1 cup whole wheat flour
1 cup blueberries
1/2 cup light vanilla soy milk (I used regular FF milk)
1/4 cup sugar-free pancake syrup
1/4 cup fat-free liquid egg substitute
1/4 cup splenda
3 tbsp brown sugar (not packed)
2 tbsp light whipped butter or light buttery spread, room temperature
2 tbsp no sugar added apple sauce (Mott's blueberry delight if you can find it)
1 1/2 tsp baking powder
1/2 tsp vanilla extract
1/4 tsp salt
Preheat oven to 400*
In a mixing bowl, combine flour, splenda, brown sugar, baking powder, and salt.

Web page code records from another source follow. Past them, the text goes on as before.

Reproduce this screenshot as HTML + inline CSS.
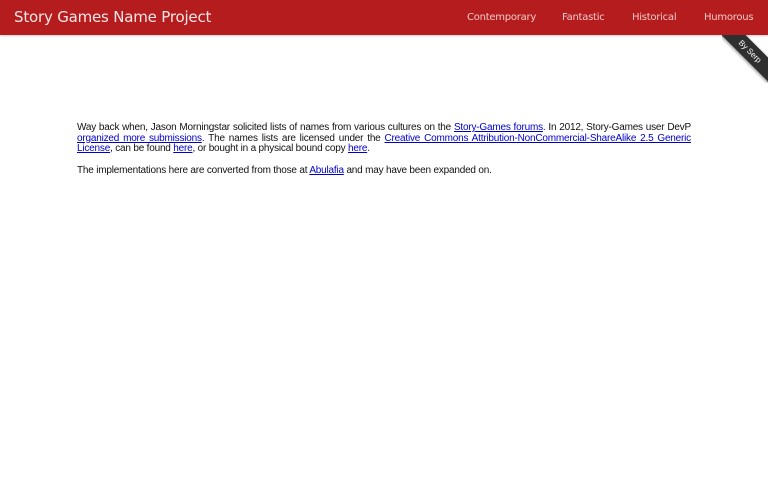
<!DOCTYPE html>
<html><head><meta charset="utf-8"><style>
body{margin:0;width:768px;height:480px;background:#fff;overflow:hidden;position:relative;font-family:"Liberation Sans",sans-serif}
.hd{position:absolute;left:0;top:0;width:768px;height:35px;background:#b41c1e;box-shadow:0 1px 2px rgba(0,0,0,.2)}
.t{position:absolute;left:14px;top:8px;color:#fbe6e6;font-family:"DejaVu Sans","Liberation Sans",sans-serif;font-size:15px;letter-spacing:-0.2px}
.n{position:absolute;top:12px;color:#f5caca;font-family:"DejaVu Sans","Liberation Sans",sans-serif;font-size:10px;letter-spacing:-0.25px}
.rb{position:absolute;right:0;top:35px;width:46px;height:48px;overflow:hidden}
.rb div{position:absolute;left:-22px;top:8px;width:100px;height:17px;background:#2f2f2f;color:#fff;font-size:8px;line-height:17px;text-align:center;transform:rotate(45deg);box-shadow:0 1px 3px rgba(0,0,0,.5)}
.c{position:absolute;left:77px;top:123px;width:614px;font-size:10px;line-height:10.6px;color:#111;text-align:justify;letter-spacing:-0.2px}
.c p{margin:0 0 11px}
a{color:#00c;text-decoration:underline}
</style></head><body>
<div class="hd">
<div class="t">Story Games Name Project</div>
<div class="n" style="left:467px">Contemporary</div>
<div class="n" style="left:562px">Fantastic</div>
<div class="n" style="left:632px">Historical</div>
<div class="n" style="left:704px">Humorous</div>
</div>
<div class="rb"><div>By Serp</div></div>
<div class="c">
<p>Way back when, Jason Morningstar solicited lists of names from various cultures on the <a>Story-Games forums</a>. In 2012, Story-Games user DevP <a>organized more submissions</a>. The names lists are licensed under the <a>Creative Commons Attribution-NonCommercial-ShareAlike 2.5 Generic License</a>, can be found <a>here</a>, or bought in a physical bound copy <a>here</a>.</p>
<p>The implementations here are converted from those at <a>Abulafia</a> and may have been expanded on.</p>
</div>
</body></html>
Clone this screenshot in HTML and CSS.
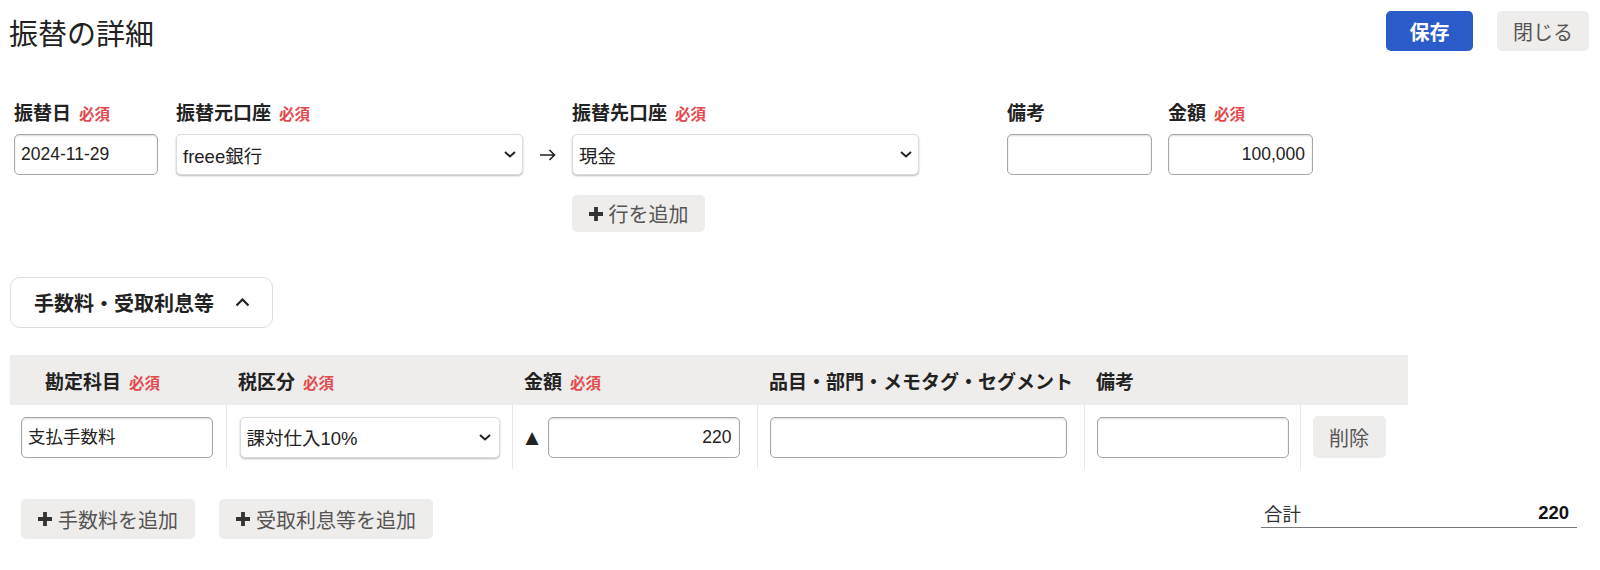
FILE: index.html
```html
<!DOCTYPE html>
<html lang="ja">
<head>
<meta charset="utf-8">
<title>振替の詳細</title>
<link rel="stylesheet" href="styles.css">
</head>
<body>
<header class="top">
  <h1 class="title">振替の詳細</h1>
  <div class="actions">
    <button class="btn btn-primary">保存</button>
    <button class="btn btn-gray btn-close">閉じる</button>
  </div>
</header>

<section class="transfer">
  <div class="field f-date">
    <div class="lbl">振替日<span class="req">必須</span></div>
    <div class="inp">2024-11-29</div>
  </div>
  <div class="field f-from">
    <div class="lbl">振替元口座<span class="req">必須</span></div>
    <div class="sel"><span>freee銀行</span><svg class="chev" viewBox="0 0 12 7"><path d="M1 1l5 4.5L11 1"/></svg></div>
  </div>
  <div class="arrow"><svg viewBox="0 0 17 12"><path d="M1 6h14.5M10.5 1 15.5 6l-5 5"/></svg></div>
  <div class="field f-to">
    <div class="lbl">振替先口座<span class="req">必須</span></div>
    <div class="sel"><span>現金</span><svg class="chev" viewBox="0 0 12 7"><path d="M1 1l5 4.5L11 1"/></svg></div>
    <button class="btn btn-gray btn-add add-row"><svg class="plus" viewBox="0 0 14 14"><path d="M5.1 0h3.8v5.1H14v3.8H8.9V14H5.1V8.9H0V5.1h5.1z"/></svg>行を追加</button>
  </div>
  <div class="field f-memo">
    <div class="lbl">備考</div>
    <div class="inp"></div>
  </div>
  <div class="field f-amount">
    <div class="lbl">金額<span class="req">必須</span></div>
    <div class="inp num">100,000</div>
  </div>
</section>

<div class="accordion">
  <span class="acc-title">手数料・受取利息等</span>
  <svg class="acc-chev" viewBox="0 0 15 9"><path d="M1.5 7.5 7.5 1.5l6 6"/></svg>
</div>

<table class="fees">
  <colgroup>
    <col class="c1"><col class="c2"><col class="c3"><col class="c4"><col class="c5"><col class="c6">
  </colgroup>
  <thead>
    <tr>
      <th class="th-first">勘定科目<span class="req">必須</span></th>
      <th>税区分<span class="req">必須</span></th>
      <th>金額<span class="req">必須</span></th>
      <th>品目・部門・メモタグ・セグメント</th>
      <th>備考</th>
      <th></th>
    </tr>
  </thead>
  <tbody>
    <tr>
      <td class="td-first"><div class="inp inp-acct">支払手数料</div></td>
      <td class="td-tax"><div class="sel sel-tax"><span>課対仕入10%</span><svg class="chev" viewBox="0 0 12 7"><path d="M1 1l5 4.5L11 1"/></svg></div></td>
      <td class="td-amt"><div class="amt"><span class="tri">▲</span><div class="inp num inp-amt">220</div></div></td>
      <td><div class="inp inp-item"></div></td>
      <td><div class="inp inp-memo"></div></td>
      <td><button class="btn btn-gray btn-del">削除</button></td>
    </tr>
  </tbody>
</table>

<footer class="bottom">
  <div class="bottom-btns">
    <button class="btn btn-gray btn-add btn-fee"><svg class="plus" viewBox="0 0 14 14"><path d="M5.1 0h3.8v5.1H14v3.8H8.9V14H5.1V8.9H0V5.1h5.1z"/></svg>手数料を追加</button>
    <button class="btn btn-gray btn-add btn-int"><svg class="plus" viewBox="0 0 14 14"><path d="M5.1 0h3.8v5.1H14v3.8H8.9V14H5.1V8.9H0V5.1h5.1z"/></svg>受取利息等を追加</button>
  </div>
  <div class="total">
    <span class="total-label">合計</span>
    <span class="total-value">220</span>
  </div>
</footer>
</body>
</html>
```

FILE: styles.css
```css
* { box-sizing: border-box; }
body {
  margin: 0;
  background: #fff;
  color: #222;
  font-family: "Liberation Sans", "Noto Sans CJK JP", sans-serif;
}
.top {
  display: flex;
  justify-content: space-between;
  align-items: flex-start;
  padding: 11px 11px 0 9px;
  height: 51px;
}
.title {
  margin: 4px 0 0 0;
  font-size: 29px;
  font-weight: normal;
  line-height: 40px;
  color: #222;
}
.actions { display: flex; gap: 24px; }
.btn {
  font-family: inherit;
  border: none;
  border-radius: 5px;
  cursor: pointer;
  display: inline-flex;
  align-items: center;
  justify-content: center;
  padding: 0;
}
.btn-primary {
  width: 87px;
  height: 40px;
  background: #2a5bc8;
  color: #fff;
  font-weight: bold;
  font-size: 20px;
}
.btn-gray {
  background: #efedeb;
  color: #555;
  font-size: 20px;
}
.btn-close { width: 92px; height: 40px; }

.transfer {
  display: flex;
  align-items: flex-start;
  margin-top: 51px;
  padding-left: 14px;
}
.field { display: flex; flex-direction: column; }
.lbl {
  height: 24px;
  line-height: 24px;
  margin-bottom: 8px;
  font-size: 19px;
  font-weight: bold;
  color: #222;
  white-space: nowrap;
}
.req {
  color: #e24a50;
  font-size: 15.5px;
  font-weight: bold;
  margin-left: 8px;
}
.inp {
  height: 41px;
  border: 1px solid #a6a6a6;
  border-radius: 5px;
  box-shadow: inset 0 1px 2px rgba(0,0,0,0.14);
  background: #fff;
  font-size: 17.5px;
  line-height: 39px;
  padding: 0 7px 0 6px;
  color: #222;
  white-space: nowrap;
}
.num { text-align: right; }
.sel {
  height: 41px;
  border: 1px solid #dcdcdc;
  border-radius: 5px;
  box-shadow: 0 1px 2px rgba(0,0,0,0.28);
  background: #fff;
  font-size: 18.5px;
  padding: 0 6px 0 6px;
  display: flex;
  align-items: center;
  justify-content: space-between;
  color: #222;
}
.chev {
  width: 12px;
  height: 7px;
  fill: none;
  stroke: #222;
  stroke-width: 2;
}
.f-date { width: 144px; margin-right: 18px; }
.f-from { width: 347px; }
.arrow {
  width: 49px;
  height: 41px;
  margin-top: 32px;
  display: flex;
  align-items: center;
  justify-content: center;
}
.arrow svg {
  width: 17px;
  height: 12px;
  fill: none;
  stroke: #222;
  stroke-width: 1.6;
}
.f-to { width: 347px; margin-right: 88px; }
.add-row { margin-top: 20px; width: 133px; height: 37px; align-self: flex-start; }
.btn-add { gap: 6px; }
.plus { width: 14px; height: 14px; fill: #333; }
.f-memo { width: 145px; margin-right: 16px; }
.f-amount { width: 145px; }

.accordion {
  margin: 45px 0 0 10px;
  width: 263px;
  height: 51px;
  border: 1px solid #dedede;
  border-radius: 10px;
  display: flex;
  align-items: center;
  padding-left: 23px;
}
.acc-title { font-size: 20px; font-weight: bold; color: #222; }
.acc-chev {
  width: 15px;
  height: 9px;
  margin-left: 21px;
  fill: none;
  stroke: #222;
  stroke-width: 2.2;
}

.fees {
  margin: 27px 0 0 10px;
  border-collapse: collapse;
  table-layout: fixed;
  width: 1398px;
}
.c1 { width: 216px; }
.c2 { width: 286px; }
.c3 { width: 245px; }
.c4 { width: 327px; }
.c5 { width: 216px; }
.c6 { width: 108px; }
.fees th {
  background: #efedeb;
  height: 50px;
  text-align: left;
  padding: 0 0 0 12px;
  font-size: 19px;
  font-weight: bold;
  color: #222;
  white-space: nowrap;
}
.fees th.th-first { padding-left: 35px; }
.fees td {
  height: 64px;
  padding: 0 0 0 12px;
  border-left: 1px solid #e8e8e8;
  vertical-align: middle;
}
.fees td.td-first { border-left: none; padding-left: 11px; }
.fees td.td-tax { padding-left: 13px; }
.fees td.td-amt { padding-left: 13px; }
.inp-acct { width: 192px; }
.sel-tax { width: 260px; }
.sel-tax .chev { margin-right: 2px; }
.amt { display: flex; align-items: center; }
.tri {
  font-family: "DejaVu Sans", sans-serif;
  font-size: 17px;
  width: 22px;
  color: #222;
}
.inp-amt { width: 192px; }
.inp-item { width: 297px; }
.inp-memo { width: 192px; }
.btn-del { width: 73px; height: 42px; }

.bottom {
  display: flex;
  justify-content: space-between;
  align-items: flex-start;
  margin-top: 30px;
  padding: 0 23px 0 21px;
}
.bottom-btns { display: flex; gap: 24px; }
.bottom-btns .btn { height: 40px; }
.btn-fee { width: 174px; }
.btn-int { width: 214px; }
.total {
  width: 316px;
  height: 29px;
  border-bottom: 1px solid #777;
  display: flex;
  justify-content: space-between;
  align-items: center;
  padding: 0 8px 0 3px;
}
.total-label { font-size: 18.5px; color: #333; }
.total-value { font-size: 18.5px; font-weight: bold; color: #111; }
```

Mix well. In a separate, large mixing bowl, combine milk, syrup, egg substitute, butter, apple sauce, and vanilla extract. Using an electric mixer or a whisk, mix until thoroughly blended. (Don't worry if butter bits do not break up completely.) Add dry ingredients from the first mixing bowl to the mixture in the large one. Mix until completely blended. Then fold in the blueberries.
Line a six-cup muffin pan with baking liners or spray with nonstick spray. Evenly distribute batter among the 6 cups. Place in the oven and bake for about 22 minutes, until a toothpick inserted in the center of a muffin comes out clean. (Mine took about 27 minutes to bake.)